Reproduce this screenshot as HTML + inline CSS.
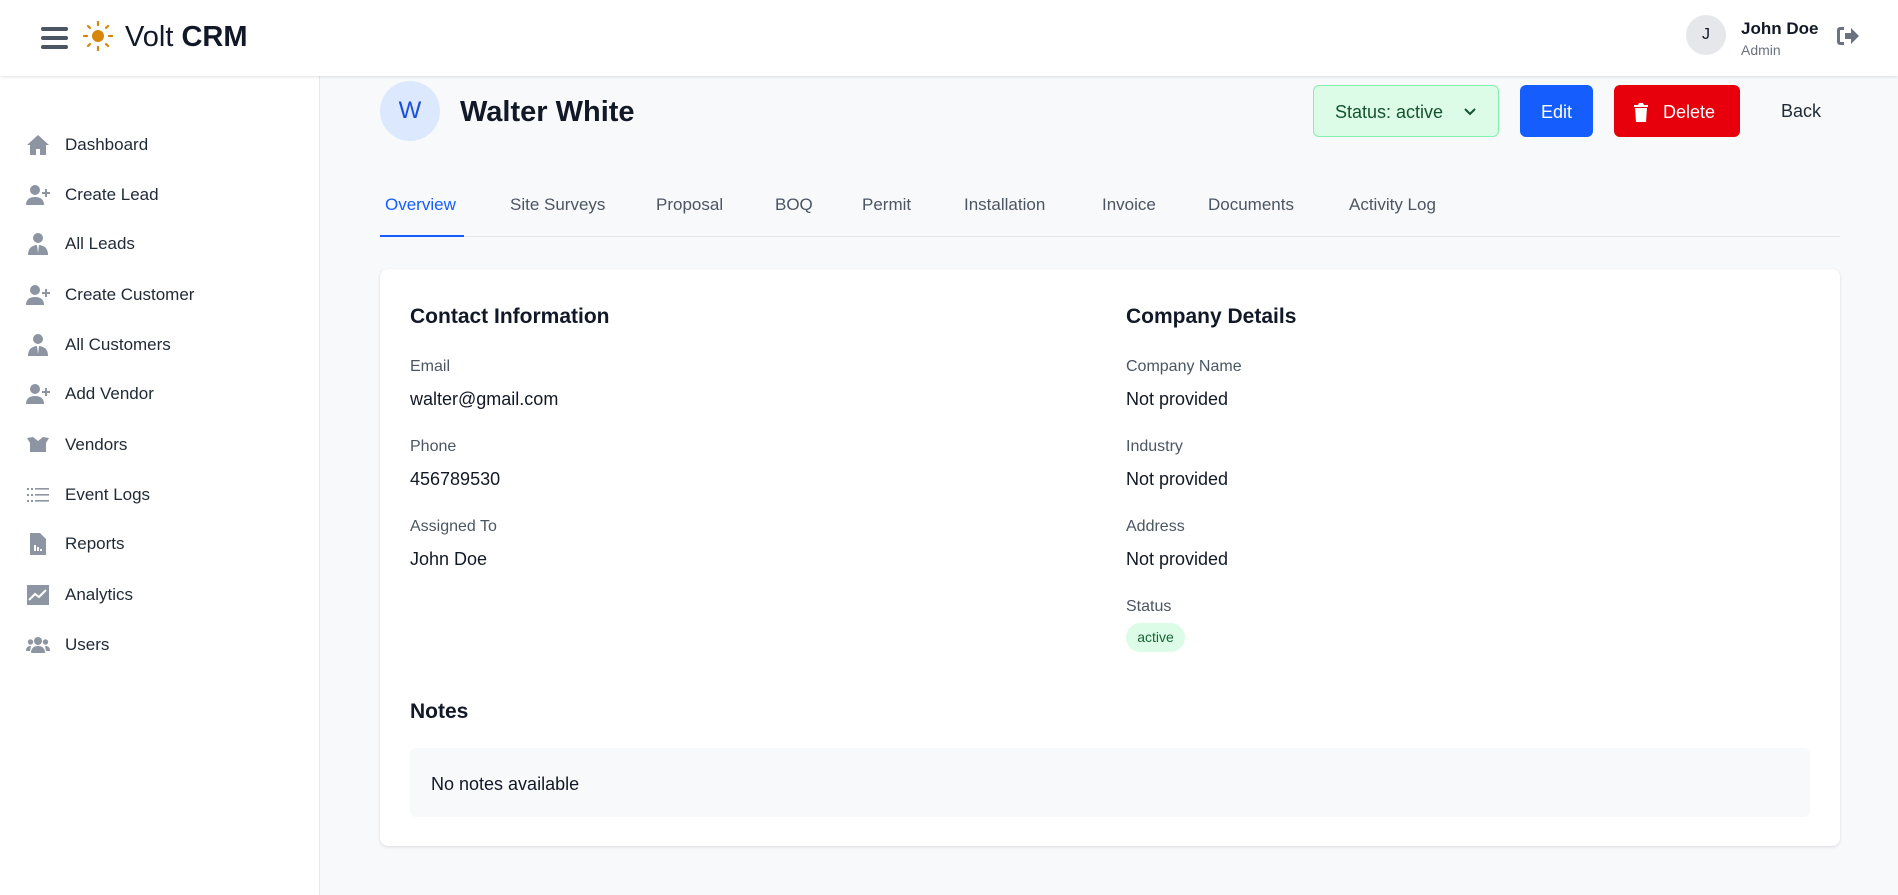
<!DOCTYPE html>
<html><head><meta charset="utf-8"><style>
*{box-sizing:border-box;margin:0;padding:0}
body{width:1898px;height:895px;overflow:hidden;background:#f8f9fb;font-family:"Liberation Sans",sans-serif;color:#111827;position:relative}
.abs{position:absolute}
header{position:absolute;left:0;top:0;width:1898px;height:76px;background:#fff;box-shadow:0 1px 3px rgba(0,0,0,.12);z-index:2}
aside{position:absolute;left:0;top:76px;width:320px;height:819px;background:#fff;border-right:1px solid #e5e7eb}
.nav{position:absolute;left:0;height:30px;display:flex;align-items:center;font-size:17px;color:#1f2937}
.nav svg{position:absolute;left:26px;width:24px;height:24px;fill:#8d95a3}
.nav span{position:absolute;left:65px;white-space:nowrap}
.tab{position:absolute;top:195px;font-size:17px;color:#4b5563}
.lbl{position:absolute;font-size:16px;color:#4b5563}
.val{position:absolute;font-size:18px;color:#111827}
.h{position:absolute;font-size:21px;font-weight:bold;color:#111827}
</style></head><body>
<header>
 <div class="abs" style="left:41px;top:27px;width:27px;height:4px;background:#4b5563;border-radius:2px"></div>
 <div class="abs" style="left:41px;top:36px;width:27px;height:4px;background:#4b5563;border-radius:2px"></div>
 <div class="abs" style="left:41px;top:45px;width:27px;height:4px;background:#4b5563;border-radius:2px"></div>
 <svg class="abs" style="left:83px;top:21px" width="30" height="30" viewBox="0 0 30 30"><circle cx="15" cy="15" r="6" fill="#d4870a"/><g stroke="#d4870a" stroke-width="2.2" stroke-linecap="round"><line x1="15" y1="1" x2="15" y2="4"/><line x1="15" y1="26" x2="15" y2="29"/><line x1="1" y1="15" x2="4" y2="15"/><line x1="26" y1="15" x2="29" y2="15"/><line x1="5" y1="5" x2="7" y2="7"/><line x1="23" y1="23" x2="25" y2="25"/><line x1="25" y1="5" x2="23" y2="7"/><line x1="5" y1="25" x2="7" y2="23"/></g></svg>
 <div class="abs" style="left:125px;top:21px;font-size:29px;color:#111827;white-space:nowrap;font-weight:300">Volt <b style="font-weight:bold">CRM</b></div>
 <div class="abs" style="left:1686px;top:15px;width:40px;height:40px;border-radius:50%;background:#e5e7eb;text-align:center;line-height:40px;font-size:16px">J</div>
 <div class="abs" style="left:1741px;top:19px;font-size:17px;font-weight:bold">John Doe</div>
 <div class="abs" style="left:1741px;top:42px;font-size:14px;color:#6b7280">Admin</div>
 <svg class="abs" style="left:1836px;top:25px" width="24" height="22" viewBox="0 0 24 22"><path d="M8 2H4a3 3 0 0 0-3 3v12a3 3 0 0 0 3 3h4v-3H4V5h4z" fill="#6b7280"/><path d="M9 8h6V3l8 8-8 8v-5H9z" fill="#6b7280"/></svg>
</header>
<aside>
 <div class="nav" style="top:54px"><svg viewBox="0 0 24 24"><path d="M12 2L1 12h3v10h6v-6h4v6h6V12h3z"/></svg><span>Dashboard</span></div>
 <div class="nav" style="top:104px"><svg viewBox="0 0 24 24"><circle cx="9" cy="7" r="5"/><path d="M0 22c0-6 4-8 9-8s9 2 9 8z"/><path d="M19 6h2v3h3v2h-3v3h-2v-3h-3V9h3z"/></svg><span>Create Lead</span></div>
 <div class="nav" style="top:153px"><svg viewBox="0 0 24 24"><circle cx="12" cy="6" r="5"/><path d="M2 23c0-7 4-10 10-10s10 3 10 10z"/><path d="M11 13h2l-1 8z" fill="#fff"/></svg><span>All Leads</span></div>
 <div class="nav" style="top:204px"><svg viewBox="0 0 24 24"><circle cx="9" cy="7" r="5"/><path d="M0 22c0-6 4-8 9-8s9 2 9 8z"/><path d="M19 6h2v3h3v2h-3v3h-2v-3h-3V9h3z"/></svg><span>Create Customer</span></div>
 <div class="nav" style="top:254px"><svg viewBox="0 0 24 24"><circle cx="12" cy="6" r="5"/><path d="M2 23c0-7 4-10 10-10s10 3 10 10z"/><path d="M11 13h2l-1 8z" fill="#fff"/></svg><span>All Customers</span></div>
 <div class="nav" style="top:303px"><svg viewBox="0 0 24 24"><circle cx="9" cy="7" r="5"/><path d="M0 22c0-6 4-8 9-8s9 2 9 8z"/><path d="M19 6h2v3h3v2h-3v3h-2v-3h-3V9h3z"/></svg><span>Add Vendor</span></div>
 <div class="nav" style="top:354px"><svg viewBox="0 0 24 24"><path d="M1 5l6-1 5 4 5-4 6 1-3 5v9H4v-9z"/></svg><span>Vendors</span></div>
 <div class="nav" style="top:404px"><svg viewBox="0 0 24 24"><g fill="#8d95a3"><rect x="1" y="5" width="2" height="2"/><rect x="5" y="5" width="2" height="2"/><rect x="9" y="5" width="14" height="1.6"/><rect x="1" y="11" width="2" height="2"/><rect x="5" y="11" width="2" height="2"/><rect x="9" y="11" width="14" height="1.6"/><rect x="1" y="17" width="2" height="2"/><rect x="5" y="17" width="2" height="2"/><rect x="9" y="17" width="14" height="1.6"/></g></svg><span>Event Logs</span></div>
 <div class="nav" style="top:453px"><svg viewBox="0 0 24 24"><path d="M4 1h10l6 6v16H4z"/><path d="M8 13h2v6H8zM11 15h2v4h-2zM14 17h2v2h-2z" fill="#fff"/></svg><span>Reports</span></div>
 <div class="nav" style="top:504px"><svg viewBox="0 0 24 24"><path d="M1 2h22v20H1z"/><path d="M3 17l6-6 4 3 7-7" stroke="#fff" stroke-width="2" fill="none"/></svg><span>Analytics</span></div>
 <div class="nav" style="top:554px"><svg viewBox="0 0 24 24"><circle cx="12" cy="8" r="4"/><circle cx="4.5" cy="9" r="2.7"/><circle cx="19.5" cy="9" r="2.7"/><path d="M5 20c0-5 3-7 7-7s7 2 7 7z"/><path d="M0 18c0-4 2-5 5-5l-1 5zM24 18c0-4-2-5-5-5l1 5z"/></svg><span>Users</span></div>
</aside>

<div class="abs" style="left:380px;top:81px;width:60px;height:60px;border-radius:50%;background:#dbe8fd;color:#1d4ed8;text-align:center;line-height:60px;font-size:24px">W</div>
<div class="abs" style="left:460px;top:96px;font-size:29px;font-weight:bold;color:#111827">Walter White</div>

<div class="abs" style="left:1313px;top:85px;width:186px;height:52px;border:1px solid #86efac;background:#dcfce7;border-radius:6px;color:#14532d;font-size:18px;line-height:52px;padding-left:21px">Status: active<svg style="position:absolute;left:149px;top:21px" width="14" height="10" viewBox="0 0 14 10"><path d="M2 2l5 5 5-5" stroke="#14532d" stroke-width="2" fill="none"/></svg></div>
<div class="abs" style="left:1520px;top:85px;width:73px;height:52px;background:#155dfc;border-radius:6px;color:#fff;font-size:18px;line-height:54px;text-align:center">Edit</div>
<div class="abs" style="left:1614px;top:85px;width:126px;height:52px;background:#e7000b;border-radius:6px;color:#fff;font-size:18px;line-height:54px;padding-left:49px"><svg style="position:absolute;left:19px;top:18px" width="16" height="19" viewBox="0 0 16 19"><path d="M1 2h4l1-2h4l1 2h4v2H1zM2 5h12l-1 14H3z" fill="#fff"/></svg>Delete</div>
<div class="abs" style="left:1781px;top:101px;font-size:18px;color:#1f2937">Back</div>

<div class="tab" style="left:385px;color:#155dfc">Overview</div>
<div class="tab" style="left:510px">Site Surveys</div>
<div class="tab" style="left:656px">Proposal</div>
<div class="tab" style="left:775px">BOQ</div>
<div class="tab" style="left:862px">Permit</div>
<div class="tab" style="left:964px">Installation</div>
<div class="tab" style="left:1102px">Invoice</div>
<div class="tab" style="left:1208px">Documents</div>
<div class="tab" style="left:1349px">Activity Log</div>
<div class="abs" style="left:380px;top:236px;width:1460px;height:1px;background:#e5e7eb"></div>
<div class="abs" style="left:380px;top:235px;width:84px;height:2px;background:#155dfc"></div>

<div class="abs" style="left:380px;top:269px;width:1460px;height:577px;background:#fff;border-radius:8px;box-shadow:0 1px 3px rgba(0,0,0,.12)"></div>
<div class="h" style="left:410px;top:305px">Contact Information</div>
<div class="lbl" style="left:410px;top:358px">Email</div>
<div class="val" style="left:410px;top:389px">walter@gmail.com</div>
<div class="lbl" style="left:410px;top:438px">Phone</div>
<div class="val" style="left:410px;top:469px">456789530</div>
<div class="lbl" style="left:410px;top:518px">Assigned To</div>
<div class="val" style="left:410px;top:549px">John Doe</div>

<div class="h" style="left:1126px;top:305px">Company Details</div>
<div class="lbl" style="left:1126px;top:358px">Company Name</div>
<div class="val" style="left:1126px;top:389px">Not provided</div>
<div class="lbl" style="left:1126px;top:438px">Industry</div>
<div class="val" style="left:1126px;top:469px">Not provided</div>
<div class="lbl" style="left:1126px;top:518px">Address</div>
<div class="val" style="left:1126px;top:549px">Not provided</div>
<div class="lbl" style="left:1126px;top:598px">Status</div>
<div class="abs" style="left:1126px;top:623px;width:59px;height:29px;border-radius:15px;background:#dcfce7;color:#166534;font-size:14px;line-height:29px;text-align:center">active</div>

<div class="h" style="left:410px;top:700px">Notes</div>
<div class="abs" style="left:410px;top:748px;width:1400px;height:69px;background:#f8f9fb;border-radius:6px"></div>
<div class="val" style="left:431px;top:774px">No notes available</div>
</body></html>
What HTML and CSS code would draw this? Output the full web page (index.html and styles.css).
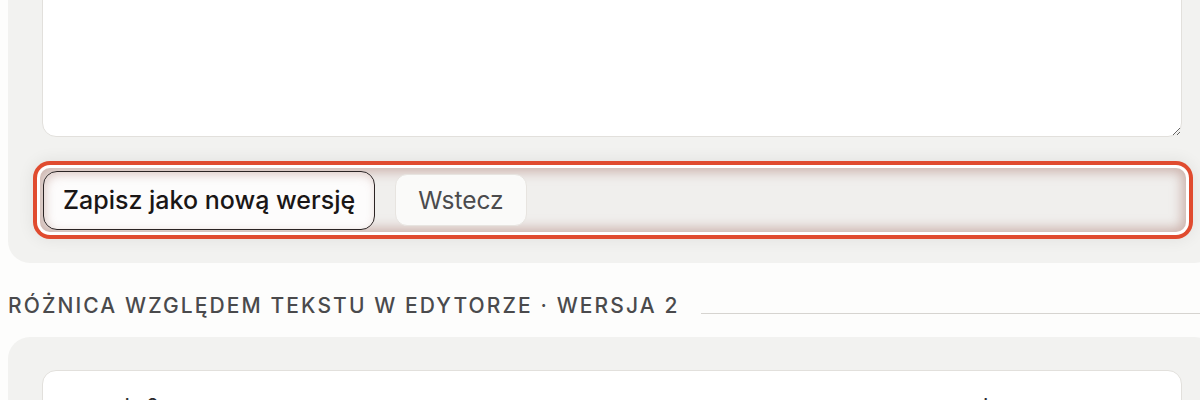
FILE: index.html
```html
<!DOCTYPE html>
<html lang="pl">
<head>
<meta charset="utf-8">
<title>Edytor wersji</title>
<link rel="stylesheet" href="styles.css">
</head>
<body>
<div class="page">
  <section class="card card-editor">
    <textarea class="editor" aria-label="Tekst"></textarea>
    <div class="actions">
      <button class="btn btn-primary" type="button">Zapisz jako nową wersję</button>
      <button class="btn btn-secondary" type="button">Wstecz</button>
    </div>
  </section>

  <div class="section-head">
    <h2 class="section-title">Różnica względem tekstu w edytorze · wersja 2</h2>
    <span class="section-rule"></span>
  </div>

  <section class="card card-diff">
    <div class="diff-box">
      <div class="diff-head">
        <span class="diff-label">wersja 2</span>
        <span class="diff-label diff-right">zmiany</span>
      </div>
    </div>
  </section>
</div>
</body>
</html>
```

FILE: styles.css
```css
html, body {
  margin: 0;
  padding: 0;
  overflow: hidden;
  background: #fdfdfc;
}

body {
  font-family: Inter, "Noto Sans", "Liberation Sans", sans-serif;
  color: #1c1a1a;
}

.page {
  width: 1208px;
  padding-left: 8px;
  margin-top: -50px;
}

.card {
  background: #f2f2f0;
  border-radius: 22px;
  padding: 34px;
}

.card-editor {
  padding-bottom: 31px;
}

.editor {
  display: block;
  box-sizing: border-box;
  width: 100%;
  height: 153px;
  margin: 0;
  background: #ffffff;
  border: 1px solid #e2e0dc;
  border-radius: 14px;
  resize: vertical;
  font-family: inherit;
}

.actions {
  display: flex;
  align-items: center;
  gap: 20px;
  margin: 31px -4px 0 -2px;
  height: 64px;
  padding: 0 3px;
  border-radius: 10px;
  background: #f0efed;
  box-shadow:
    inset 0 0 12px 4px rgba(175, 130, 120, 0.55),
    0 0 0 3px #ffffff,
    0 0 0 7px #e04b2f,
    0 0 16px 8px rgba(0, 0, 0, 0.07);
}

.btn {
  font-family: inherit;
  line-height: 30px;
  cursor: pointer;
  box-sizing: border-box;
}

.btn-primary {
  height: 59px;
  padding: 0 19px;
  font-size: 25px;
  font-weight: 500;
  color: #1a1616;
  background: #fdfcfc;
  border: 1.5px solid #2b2424;
  border-radius: 14px;
  box-shadow: inset 2px 3px 10px rgba(170, 120, 110, 0.35);
}

.btn-secondary {
  height: 52px;
  padding: 0 22px;
  font-size: 24.5px;
  font-weight: 400;
  color: #4b4b4d;
  background: #fafaf9;
  border: 1px solid #e7e4e0;
  border-radius: 12px;
}

.section-head {
  display: flex;
  align-items: flex-end;
  gap: 22px;
  margin-top: 31px;
}

.section-title {
  margin: 0;
  font-size: 21px;
  line-height: 24px;
  font-weight: 500;
  letter-spacing: 2.1px;
  text-transform: uppercase;
  color: #4a4a4c;
  white-space: nowrap;
}

.section-rule {
  flex: 1;
  height: 1px;
  margin-bottom: 4px;
  background: #d6d4d0;
}

.card-diff {
  margin-top: 19px;
  padding-top: 33px;
  height: 200px;
}

.diff-box {
  background: #ffffff;
  border: 1px solid #e2e0dc;
  border-radius: 14px;
  padding: 23px 24px 22px 36px;
  height: 200px;
}

.diff-head {
  display: flex;
  justify-content: space-between;
  padding-right: 135px;
}

.diff-label {
  font-size: 20px;
  line-height: 24px;
  color: #2a2a2c;
}
```
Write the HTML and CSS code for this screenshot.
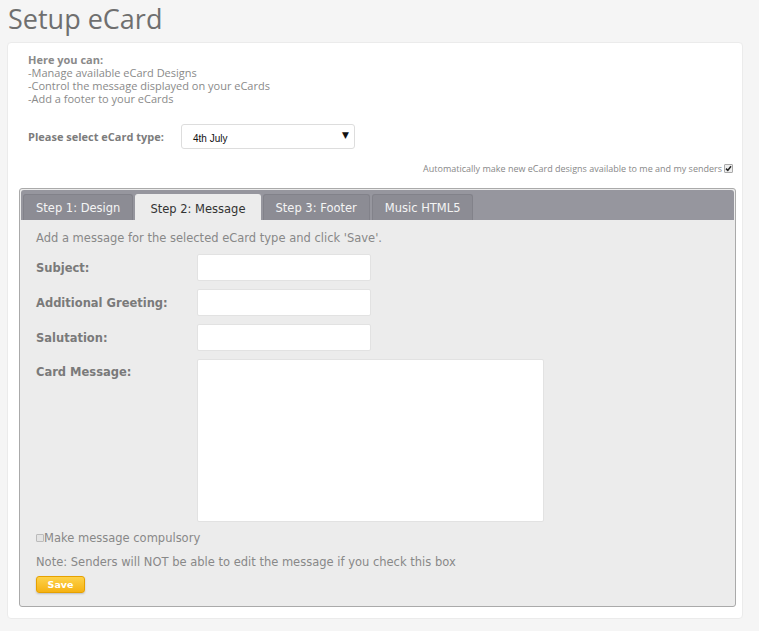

——————————

**The task:** Copy out each line of the material that holds the word "page".

**Result of this task:**
What HTML and CSS code would draw this? Output the full web page (index.html and styles.css).
<div class="page">
.page {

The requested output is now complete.